| Short problem |
Gather each line in the entries that includes the string "this".

| Raw data |
________________________

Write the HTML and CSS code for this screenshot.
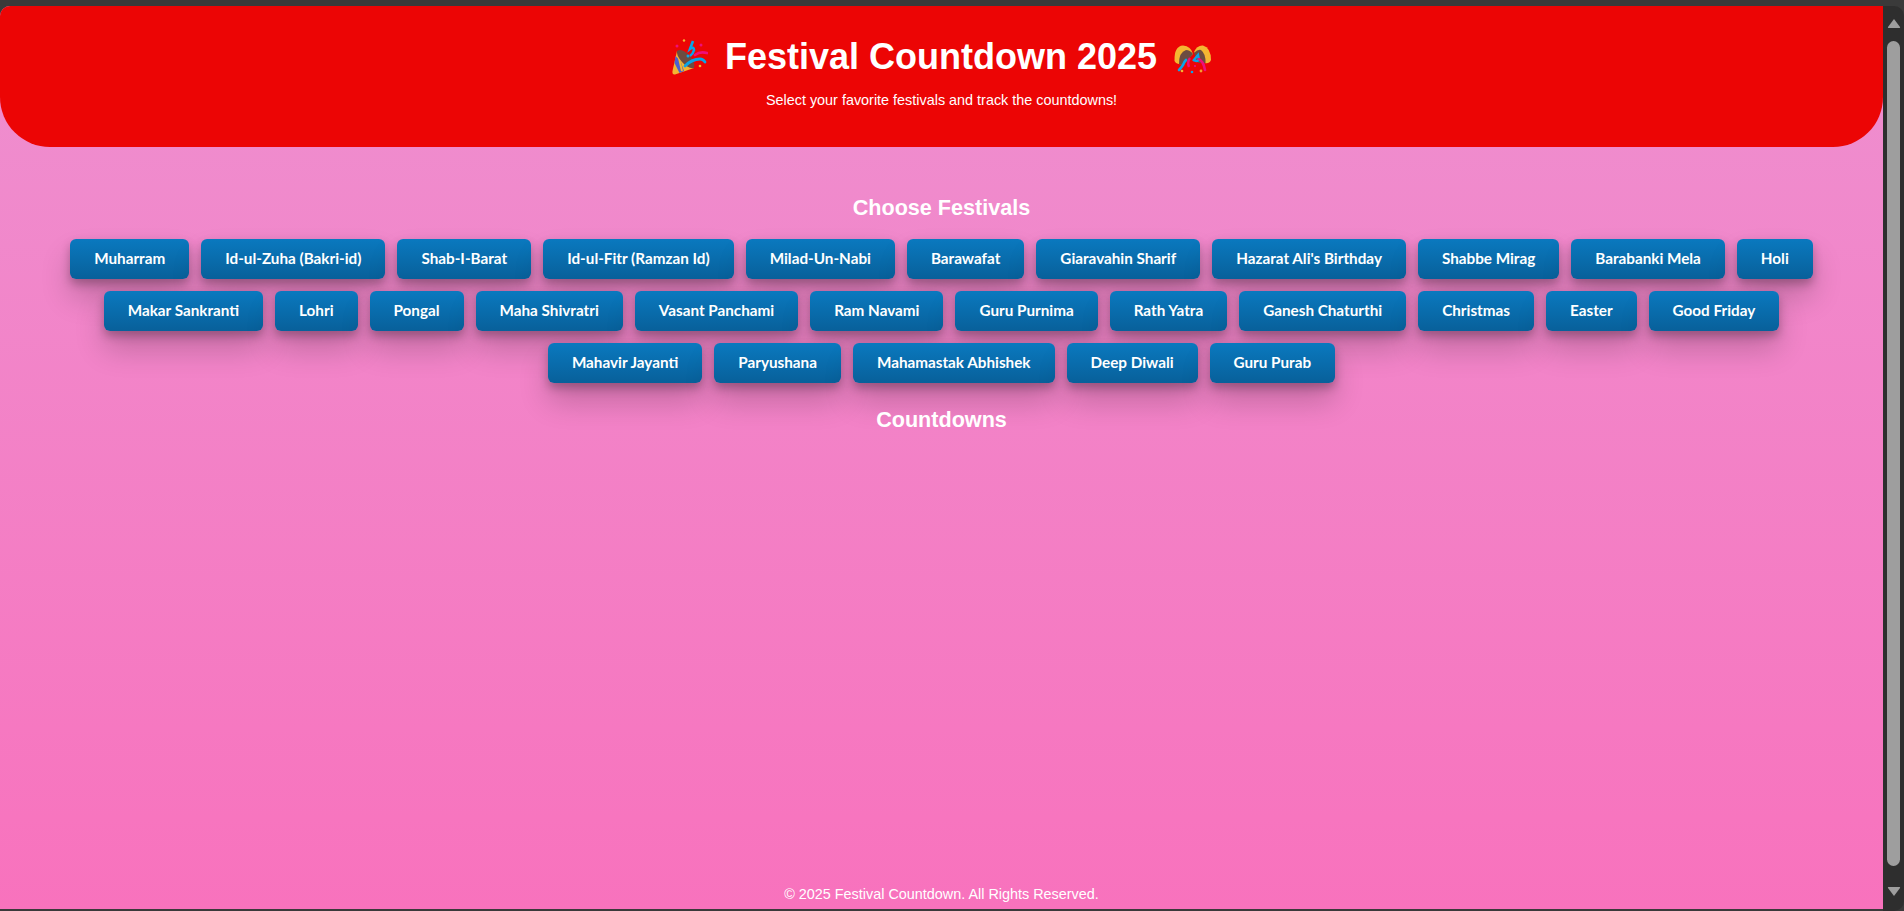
FILE: index.html
```html
<!DOCTYPE html>
<html lang="en">
<head>
    <meta charset="UTF-8">
    <meta name="viewport" content="width=device-width, initial-scale=1.0">
    <title>Festival Countdown 2025</title>
    <link rel="stylesheet" href="styles.css">
</head>
<body>
    <div class="window">
        <div class="page">
            <header class="hero">
                <h1>
                    <svg class="emoji popper" viewBox="0 0 36 36" aria-hidden="true">
                        <path d="M5 12 L22 29 L3 35.500 Q0 36 0.500 32 Z" fill="#f4b632"/>
                        <path d="M3.500 17 L8.500 22 L12 32 L7.500 34 L2.500 24 Z" fill="#4a5fd0"/>
                        <path d="M7 19 L10 32" stroke="#f4b632" stroke-width="2" fill="none"/>
                        <path d="M5 12 Q9 9 16 15 Q24 23 22 29 Q16 30 10 23 Q4 16 5 12 Z" fill="#6d4c41"/>
                        <path d="M21 2 L18 10 Q22 7 22 11 Q21 15 18 17" stroke="#0aa5e8" stroke-width="2.600" fill="none"/>
                        <path d="M23 16 Q28 12 35 14" stroke="#ee0f7a" stroke-width="2.800" fill="none" stroke-linecap="round"/>
                        <path d="M13 27 Q20 20 28 20 Q31 20 33 23" stroke="#0aa5e8" stroke-width="2.800" fill="none" stroke-linecap="round"/>
                        <circle cx="5" cy="7" r="1.500" fill="#ee0f7a"/>
                        <circle cx="12" cy="1.500" r="1.200" fill="#f4b632"/>
                        <circle cx="29" cy="6" r="1.500" fill="#ee0f7a"/>
                        <circle cx="28" cy="27" r="1.300" fill="#f4b632"/>
                        <circle cx="16" cy="17" r="1.500" fill="#0aa5e8"/>
                    </svg>
                    <span>Festival Countdown 2025</span>
                    <svg class="emoji ball" viewBox="0 0 37 36" aria-hidden="true">
                        <path d="M0.500 22 Q0 7 9 6.500 Q17 7 19 15 L9 25 Q3 26 0.500 22 Z" fill="#f4b632"/>
                        <path d="M20 13 Q23 6 29 6.500 Q37 9 37 21 Q35 25 31 24 Z" fill="#f4b632"/>
                        <path d="M5 25 Q5 13 12 11 Q16 11 19 15 L10 26 Z" fill="#6d4c41"/>
                        <path d="M20 14 Q24 10 27 11 Q32 15 31.500 24 L24 24 Z" fill="#6d4c41"/>
                        <path d="M12 21 Q10 23 9 26 Q7 29 5 31" stroke="#0aa5e8" stroke-width="2.600" fill="none" stroke-linecap="round"/>
                        <path d="M16 19 Q13 23 15 28" stroke="#ee0f7a" stroke-width="2.400" fill="none"/>
                        <path d="M19 22 L24 16 L25 21 Q22 23 20 21" stroke="#0aa5e8" stroke-width="2.400" fill="none"/>
                        <path d="M25 20 Q29 23 30 27 L31 31" stroke="#ee0f7a" stroke-width="2.600" fill="none" stroke-linecap="round"/>
                        <circle cx="18" cy="33" r="1.300" fill="#0aa5e8"/>
                        <circle cx="27" cy="32" r="1.400" fill="#f4a030"/>
                        <circle cx="8" cy="32" r="1.300" fill="#f4b632"/>
                        <circle cx="21" cy="27" r="1.100" fill="#ee0f7a"/>
                    </svg>
                </h1>
                <p>Select your favorite festivals and track the countdowns!</p>
            </header>

            <main class="content">
                <h2 class="choose-title">Choose Festivals</h2>
                <div class="festival-list">
                    <button class="festival-btn">Muharram</button>
                    <button class="festival-btn">Id-ul-Zuha (Bakri-id)</button>
                    <button class="festival-btn">Shab-I-Barat</button>
                    <button class="festival-btn">Id-ul-Fitr (Ramzan Id)</button>
                    <button class="festival-btn">Milad-Un-Nabi</button>
                    <button class="festival-btn">Barawafat</button>
                    <button class="festival-btn">Giaravahin Sharif</button>
                    <button class="festival-btn">Hazarat Ali's Birthday</button>
                    <button class="festival-btn">Shabbe Mirag</button>
                    <button class="festival-btn">Barabanki Mela</button>
                    <button class="festival-btn">Holi</button>
                    <button class="festival-btn">Makar Sankranti</button>
                    <button class="festival-btn">Lohri</button>
                    <button class="festival-btn">Pongal</button>
                    <button class="festival-btn">Maha Shivratri</button>
                    <button class="festival-btn">Vasant Panchami</button>
                    <button class="festival-btn">Ram Navami</button>
                    <button class="festival-btn">Guru Purnima</button>
                    <button class="festival-btn">Rath Yatra</button>
                    <button class="festival-btn">Ganesh Chaturthi</button>
                    <button class="festival-btn">Christmas</button>
                    <button class="festival-btn">Easter</button>
                    <button class="festival-btn">Good Friday</button>
                    <button class="festival-btn">Mahavir Jayanti</button>
                    <button class="festival-btn">Paryushana</button>
                    <button class="festival-btn">Mahamastak Abhishek</button>
                    <button class="festival-btn">Deep Diwali</button>
                    <button class="festival-btn">Guru Purab</button>
                </div>
                <h2 class="countdown-title">Countdowns</h2>
            </main>

            <footer class="footer">© 2025 Festival Countdown. All Rights Reserved.</footer>
        </div>

        <div class="scrollbar" aria-hidden="true">
            <svg class="arrow" viewBox="0 0 14 11"><path d="M7 1 L13 9 Q13.500 10 12.500 10 L1.500 10 Q0.500 10 1 9 Z" fill="#9e9e9e"/></svg>
            <div class="thumb"></div>
            <svg class="arrow" viewBox="0 0 14 11"><path d="M7 10 L13 2 Q13.500 1 12.500 1 L1.500 1 Q0.500 1 1 2 Z" fill="#9e9e9e"/></svg>
        </div>
    </div>
</body>
</html>
```

FILE: styles.css
```css
html, body {
    height: 100%;
    margin: 0;
}
body {
    overflow: hidden;
    background-color: #3a3a3a;
    font-family: 'Liberation Sans', Arial, sans-serif;
    color: white;
}
.window {
    display: flex;
    height: 100%;
    box-sizing: border-box;
    padding-top: 6px;
}
.page {
    flex: 1;
    display: flex;
    flex-direction: column;
    margin-bottom: 2px;
    border-top-left-radius: 10px;
    background: linear-gradient(to bottom, #ee90d0, #f872bd);
}
.hero {
    height: 141px;
    box-sizing: border-box;
    padding-top: 30px;
    background-color: #ec0505;
    border-radius: 10px 0 50px 50px;
    text-align: center;
}
.hero h1 {
    display: flex;
    justify-content: center;
    align-items: center;
    margin: 0;
    font-size: 36px;
    line-height: 41px;
}
.emoji {
    height: 36px;
}
.popper {
    width: 36px;
    margin-right: 17px;
}
.ball {
    width: 37px;
    margin-left: 17px;
}
.hero p {
    margin: 15px 0 0;
    font-size: 14.4px;
    line-height: 16px;
}
.content {
    padding: 0 40px;
    text-align: center;
}
.choose-title {
    margin: 47px 0 18px;
    font-size: 21.6px;
    line-height: 27px;
}
.countdown-title {
    margin: 23px 0 0;
    font-size: 21.6px;
    line-height: 27px;
}
.festival-list {
    display: flex;
    flex-wrap: wrap;
    justify-content: center;
    gap: 12px;
}
.festival-btn {
    height: 40px;
    padding: 0 24px 2px;
    border: none;
    border-radius: 6px;
    background: linear-gradient(to bottom, #0a79bf, #08609a);
    color: white;
    font-family: 'Lato', sans-serif;
    font-size: 15.25px;
    font-weight: bold;
    box-shadow: 0 5px 10px rgba(0, 0, 0, 0.25), 0 18px 30px rgba(0, 0, 0, 0.2);
}
.footer {
    margin-top: auto;
    padding-bottom: 7px;
    font-size: 14.4px;
    line-height: 16px;
    text-align: center;
}
.scrollbar {
    width: 21px;
    display: flex;
    flex-direction: column;
    align-items: center;
    padding: 12px 0 14px;
    box-sizing: border-box;
    background-color: #2e2e2e;
    border-radius: 0 10px 10px 0;
}
.arrow {
    width: 14px;
    height: 11px;
}
.thumb {
    flex: 1;
    width: 13px;
    margin: 12px 0 20px;
    background-color: #9e9e9e;
    border-radius: 7px;
}
```
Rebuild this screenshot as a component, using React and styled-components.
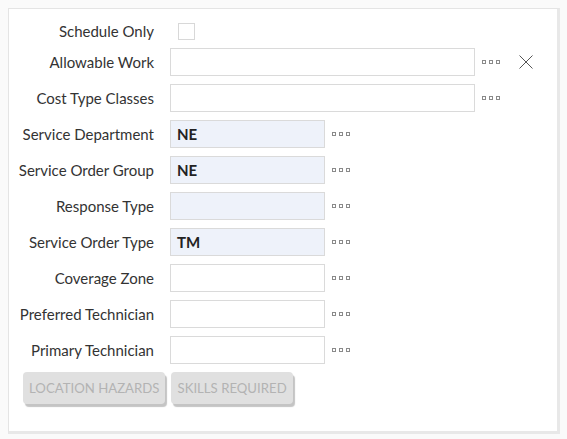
import styled, { createGlobalStyle } from "styled-components";

const GlobalStyle = createGlobalStyle`
  html, body {
    margin: 0;
    padding: 0;
    background: #fafafa;
    font-family: Lato, "Open Sans", sans-serif;
  }
  body {
    padding: 8px;
  }
`;

const fields = [
  { label: "Allowable Work", wide: true, clear: true },
  { label: "Cost Type Classes", wide: true },
  { label: "Service Department", value: "NE", filled: true },
  { label: "Service Order Group", value: "NE", filled: true },
  { label: "Response Type", filled: true },
  { label: "Service Order Type", value: "TM", filled: true },
  { label: "Coverage Zone" },
  { label: "Preferred Technician" },
  { label: "Primary Technician" },
];

const Dots = () => (
  <DotsBtn>
    <svg width="18" height="5" viewBox="0 0 18 5">
      {[0, 7, 14].map((x) => (
        <rect key={x} x={x + 0.5} y="0.5" width="3" height="3" fill="none" stroke="#8a8a8a" strokeWidth="1" />
      ))}
    </svg>
  </DotsBtn>
);

const Clear = () => (
  <ClearBtn>
    <svg width="14" height="14" viewBox="0 0 14 14">
      <path d="M0.5 0.5 L13.5 13.5 M13.5 0.5 L0.5 13.5" stroke="#555" strokeWidth="1" fill="none" />
    </svg>
  </ClearBtn>
);

const App = () => {
  return (
    <>
      <GlobalStyle />
      <Panel>
        <Form>
          <Label>Schedule Only</Label>
          <Control>
            <Checkbox />
          </Control>

          {fields.map((f) => (
            <Row key={f.label}>
              <Label>{f.label}</Label>
              <Control>
                <Input $wide={f.wide} $filled={f.filled}>
                  {f.value}
                </Input>
                <Dots />
                {f.clear && <Clear />}
              </Control>
            </Row>
          ))}
        </Form>

        <Buttons>
          <ActionButton disabled>LOCATION HAZARDS</ActionButton>
          <ActionButton disabled>SKILLS REQUIRED</ActionButton>
        </Buttons>
      </Panel>
    </>
  );
};

export default App;

const Panel = styled.div`
  box-sizing: border-box;
  width: 552px;
  height: 426px;
  background: #fff;
  border-top: 1px solid #e4e4e4;
  border-left: 1px solid #e4e4e4;
  border-right: 3px solid #e8e8e8;
  border-bottom: 3px solid #e8e8e8;
  padding-top: 13px;
`;

const Form = styled.div`
  display: grid;
  grid-template-columns: 145px 1fr;
  column-gap: 16px;
  row-gap: 8px;
  align-items: center;
`;

const Row = styled.div`
  display: contents;
`;

const Label = styled.div`
  text-align: right;
  font-size: 15px;
  color: #333;
  white-space: nowrap;
`;

const Control = styled.div`
  display: flex;
  align-items: center;
  height: 100%;
  min-height: 17px;
`;

const Checkbox = styled.div`
  width: 15px;
  height: 15px;
  margin-left: 8px;
  border: 1px solid #d8d8d8;
  background: #fff;
`;

const Input = styled.div`
  box-sizing: border-box;
  width: ${(p) => (p.$wide ? "305px" : "155px")};
  height: 28px;
  border: 1px solid #dadada;
  background: ${(p) => (p.$filled ? "#eef2fa" : "#fff")};
  padding: 0 6px;
  display: flex;
  align-items: center;
  font-size: 15px;
  font-weight: 700;
  color: #222;
`;

const DotsBtn = styled.span`
  display: flex;
  margin-left: 7px;
  line-height: 0;
`;

const ClearBtn = styled.span`
  display: flex;
  margin-left: 19px;
  line-height: 0;
`;

const Buttons = styled.div`
  display: flex;
  gap: 6px;
  padding-left: 14px;
  margin-top: 8px;
`;

const ActionButton = styled.button`
  height: 32px;
  padding: 0 6px;
  border: none;
  border-radius: 4px;
  background: #e0e0e0;
  box-shadow: 2px 3px 1px #c4c4c4;
  color: #b3b3b3;
  font-family: Lato, sans-serif;
  font-size: 13.2px;
  cursor: default;
`;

________________________

| Task response |
Write the HTML and CSS code for this screenshot.
Rebuild this screenshot as a component, using React and styled-components.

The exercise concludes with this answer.